Christianity attains, here, the _practical_ expression of its universal-religious significance in that the most diverse world outlooks are grouped alongside one another in the form of Christianity and still more because it does not require other people to profess Christianity, but only religion in general, any kind of religion. The religious consciousness revels in the wealth of religious contradictions and religious diversity.

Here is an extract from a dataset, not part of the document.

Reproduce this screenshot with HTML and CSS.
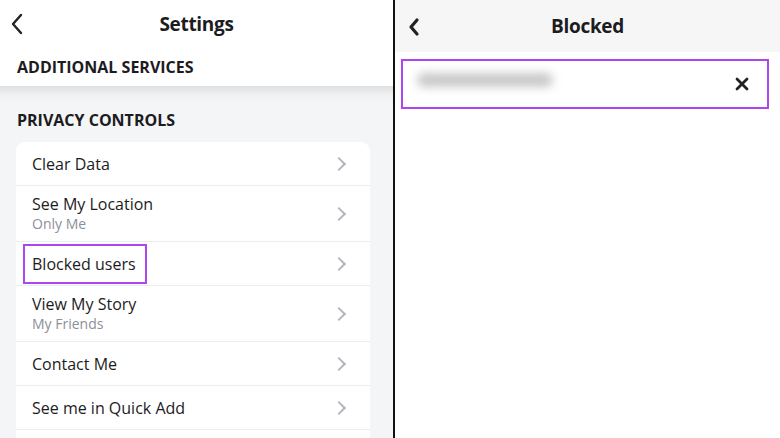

And '...[R]espective religions are no more than different stages in the development of the human mind...' and 'the opposition between the Jew and the Christian' can be solved by 'abolishing religion'..., that is, by making 'the relation of Jew and Christian [] no longer religious but [] only a critical, scientific, and human relation. Science, then, constitutes their unity. But, contradictions in science are resolved by science itself.'


He further shows alliance:

The duality of' ...Jew and citizen, Protestant and citizen, religious man and citizen'... which 'is political emancipation itself'

'This secular conflict, to which the Jewish question ultimately reduces itself, [is] the relation between the political state and its preconditions, whether these are material elements, such as private property, etc., or spiritual elements, such as culture or religion, the conflict between the general interest and private interest, the schism between the political state and civil society... '


And plainly states:

'...[Giving] it even externally the form of a purely individual affair. It has been thrust among the multitude of private interests and ejected from the community as such. But one should be under no illusion about the limits of political emancipation. The division of the human being into a _public_ man and a _private_ man, the displacement of religion from the state into civil society, this is not a stage of political emancipation but its completion; this emancipation, therefore, neither abolished the real religiousness of man, nor strives to do so.'


How is that 'abolishing religion'?! That conclusion is a completely unformed misconception of the point!